Thus, the nip formation pad 74 is heated by the radiant heat emitted by the halogen heater 73 toward the nip formation pad 74 and the radiant heat reflected by the reflector 76 toward the nip formation pad 74. The nip formation pad 74 conducts heat to the fixing belt 71 at the fixing nip N. The nip formation pad 74 forms the fixing nip N. Additionally, the nip formation pad 74 serves as a thermal conductor that conducts heat to the fixing belt 71 at the fixing nip N. Hence, the nip formation pad 74 is made of a metal material having an enhanced thermal conductivity, such as copper and aluminum.

The reflector 76 also serves as a support (e.g., a stay) that supports the nip formation pad 74. The reflector 76 supports the nip formation pad 74 throughout an entire span of the fixing belt 71 in a longitudinal direction thereof, suppressing a bend of the nip formation pad 74. Accordingly, the fixing nip N, having an even width in the sheet conveyance direction DP throughout the entire span of the fixing belt 71 in the longitudinal direction thereof, is formed between the fixing belt 71 and the pressure roller 72. In order to achieve a function of the reflector 76 as the support, the reflector 76 is preferably made of a metal material having an enhanced rigidity such as SUS and SECC.

The guides 79 are disposed within a loop formed by the fixing belt 71. The guides 79 contact an inner circumferential face of the fixing belt 71 and guide the fixing belt 71 that rotates.
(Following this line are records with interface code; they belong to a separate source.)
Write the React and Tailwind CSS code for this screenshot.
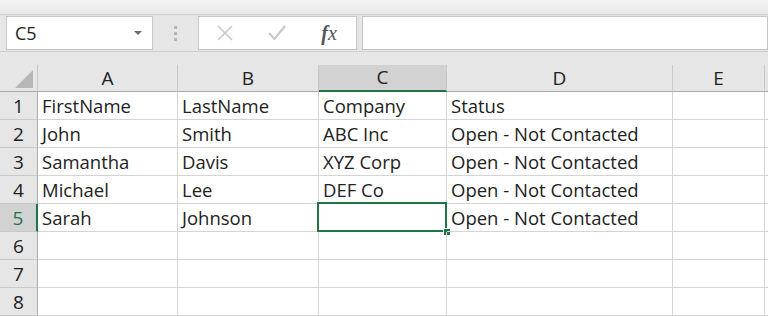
import React from "react";

const cols = ["A", "B", "C", "D", "E", ""];
const data = [
  ["FirstName", "LastName", "Company", "Status", "", ""],
  ["John", "Smith", "ABC Inc", "Open - Not Contacted", "", ""],
  ["Samantha", "Davis", "XYZ Corp", "Open - Not Contacted", "", ""],
  ["Michael", "Lee", "DEF Co", "Open - Not Contacted", "", ""],
  ["Sarah", "Johnson", "", "Open - Not Contacted", "", ""],
  ["", "", "", "", "", ""],
  ["", "", "", "", "", ""],
  ["", "", "", "", "", ""],
];

export default function App() {
  const font = { fontFamily: '"Open Sans", "Noto Sans", sans-serif' };
  return (
    <div className="w-[768px] h-[316px] overflow-hidden bg-white text-[#222]" style={font}>
      <div className="h-[15px] bg-gradient-to-b from-[#f4f4f4] to-[#e9e9e9] border-b border-[#d2d2d2]" />
      <div className="h-[37px] bg-[#e6e6e6] flex items-start pt-[1px] pl-[6px] border-b border-[#d0d0d0]">
        <div className="w-[147px] h-[34px] bg-white border border-[#c6c6c6] flex items-center justify-between pl-[8px] pr-[9px]">
          <span className="text-[18px] leading-none">C5</span>
          <svg width="10" height="6" viewBox="0 0 10 6"><path d="M1 1 L9 1 L5 5 Z" fill="#6b6b6b" /></svg>
        </div>
        <div className="w-[45px] h-[34px] flex flex-col items-center justify-center gap-[3px]">
          <div className="w-[3px] h-[3px] bg-[#b5b5b5]" />
          <div className="w-[3px] h-[3px] bg-[#b5b5b5]" />
          <div className="w-[3px] h-[3px] bg-[#b5b5b5]" />
        </div>
        <div className="w-[159px] h-[34px] bg-white border border-[#c6c6c6] flex items-center">
          <div className="w-[52px] flex justify-center">
            <svg width="18" height="18" viewBox="0 0 18 18"><path d="M2 2 L16 16 M16 2 L2 16" stroke="#c8c8c8" strokeWidth="1.6" /></svg>
          </div>
          <div className="w-[52px] flex justify-center">
            <svg width="20" height="18" viewBox="0 0 20 18"><path d="M2 9 L7.5 15 L18 2" stroke="#c8c8c8" strokeWidth="2" fill="none" /></svg>
          </div>
          <div className="w-[52px] flex justify-center">
            <span className="text-[20px] italic text-[#555] leading-none" style={{ fontFamily: '"Liberation Serif", serif' }}>
              <span className="font-bold">f</span>x
            </span>
          </div>
        </div>
        <div className="ml-[5px] flex-1 h-[34px] bg-white border border-[#c6c6c6]" />
      </div>
      <div className="h-[13px] bg-[#e6e6e6]" />
      <div className="grid grid-cols-[38px_140px_141px_128px_226px_92px_1fr]">
        <div className="h-[27px] bg-[#e6e6e6] border-r border-[#c8c8c8] border-b border-b-[#ababab] flex items-end justify-end pr-[4px] pb-[3px]">
          <svg width="18" height="18" viewBox="0 0 18 18"><path d="M18 0 L18 18 L0 18 Z" fill="#b8b8b8" /></svg>
        </div>
        {cols.map((c, i) => (
          <div
            key={c + i}
            className={
              "h-[27px] flex items-end justify-center pb-[1px] text-[19px] leading-[24px] border-r border-[#c8c8c8] " +
              (c === "C"
                ? "bg-[#d2d2d2] border-b-2 border-b-[#217346]"
                : "bg-[#e6e6e6] border-b border-b-[#ababab]")
            }
          >
            {c}
          </div>
        ))}
        {data.map((row, r) => (
          <React.Fragment key={r}>
            <div
              className={
                "h-[28px] flex items-end justify-center text-[19px] leading-[26px] border-b border-[#c8c8c8] " +
                (r === 4
                  ? "bg-[#d2d2d2] text-[#217346] border-r-2 border-r-[#217346]"
                  : "bg-[#e6e6e6] border-r border-r-[#ababab]")
              }
            >
              {r + 1}
            </div>
            {row.map((v, ci) => (
              <div
                key={ci}
                className="relative h-[28px] border-r border-b border-[#d4d4d4] flex items-end pl-[4px] text-[18.5px] leading-[26px] whitespace-nowrap"
              >
                {v}
                {r === 4 && ci === 2 && (
                  <>
                    <div className="absolute left-[-2px] top-[-2px] right-[-1px] bottom-[-1px] border-2 border-[#217346]" />
                    <div className="absolute right-[-5px] bottom-[-5px] w-[8px] h-[8px] bg-[#217346] border border-white" />
                  </>
                )}
              </div>
            ))}
          </React.Fragment>
        ))}
      </div>
    </div>
  );
}
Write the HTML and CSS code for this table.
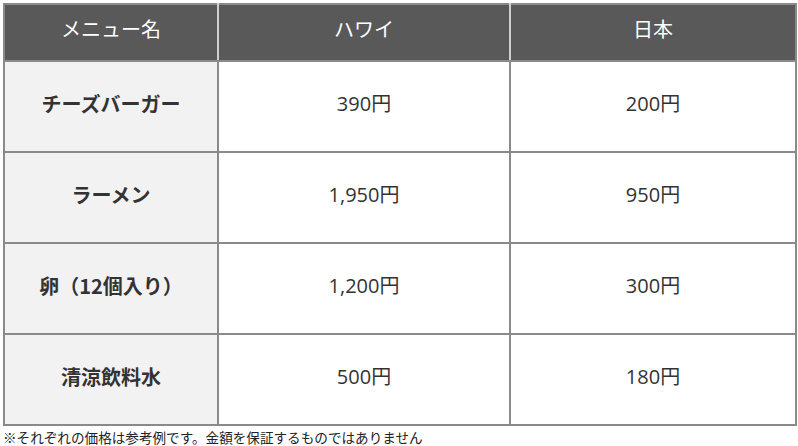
FILE: index.html
```html
<!DOCTYPE html>
<html lang="ja">
<head>
<meta charset="utf-8">
<link rel="stylesheet" href="styles.css">
</head>
<body>
<table class="price">
  <colgroup>
    <col class="c1"><col class="c2"><col class="c3">
  </colgroup>
  <thead>
    <tr><th>メニュー名</th><th>ハワイ</th><th>日本</th></tr>
  </thead>
  <tbody>
    <tr><td class="name">チーズバーガー</td><td>390円</td><td>200円</td></tr>
    <tr><td class="name">ラーメン</td><td>1,950円</td><td>950円</td></tr>
    <tr><td class="name">卵（12個入り）</td><td>1,200円</td><td>300円</td></tr>
    <tr><td class="name">清涼飲料水</td><td>500円</td><td>180円</td></tr>
  </tbody>
</table>
<p class="note">※それぞれの価格は参考例です。金額を保証するものではありません</p>
</body>
</html>
```
FILE: styles.css
```css
html, body {
  margin: 0;
  padding: 0;
  background: #ffffff;
}
body {
  padding: 3px 0 0 3px;
  font-family: "Open Sans", "Noto Sans CJK JP", sans-serif;
  color: #333333;
}
.price {
  border-collapse: collapse;
  width: 792px;
  table-layout: fixed;
}
.c1 { width: 214px; }
.c2 { width: 292px; }
.c3 { width: 286px; }
.price th {
  background: #595959;
  color: #ffffff;
  font-weight: normal;
  font-size: 20px;
  line-height: 24px;
  height: 49px;
  padding: 0 0 6px 0;
  border: 2px solid #8a8a8a;
  border-left-color: #d0d0d0;
  border-right-color: #d0d0d0;
  text-align: center;
  vertical-align: middle;
}
.price thead th:first-child { border-left-color: #8a8a8a; }
.price thead th:last-child { border-right-color: #8a8a8a; }
.price td {
  height: 84px;
  padding: 0 0 5px 0;
  border: 2px solid #8a8a8a;
  text-align: center;
  vertical-align: middle;
  font-size: 20px;
  line-height: 24px;
  color: #333333;
}
.price td.name {
  background: #f2f2f2;
  font-weight: bold;
  font-family: "Noto Sans CJK JP", sans-serif;
}
.note {
  margin: 3px 0 0 0;
  font-size: 13.6px;
  color: #222222;
  line-height: 16px;
  font-family: "Noto Sans CJK JP", sans-serif;
}
```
Each of the guides 79 includes a guide face 79a that is curved along the inner circumferential face of the fixing belt 71. As each of the guides 79 guides the fixing belt 71 along the guide face 79a, the fixing belt 71 rotates smoothly without substantial deformation.

With the above-described construction of the fixing device 70 also, as the halogen heater 73 emits radiant heat and the radiant heat increases the temperature of the heat shield 75, the belt support 77 may be affected by temperature increase of the heat shield 75 and may suffer from temperature increase. Accordingly, the lubricant adhered to the belt support 77 may generate the FP/UFP. To address the circumstance, the fixing device 70 depicted in FIGS. 18 and 19 is also applied with the technology of the present disclosure. Thus, the heat shield 75 is separated from the belt support 77 with an increased clearance therebetween as illustrated in FIG. 19. Accordingly, the heat shield 75 suppresses temperature increase of the belt support 77, suppressing generation of the FP/UFP.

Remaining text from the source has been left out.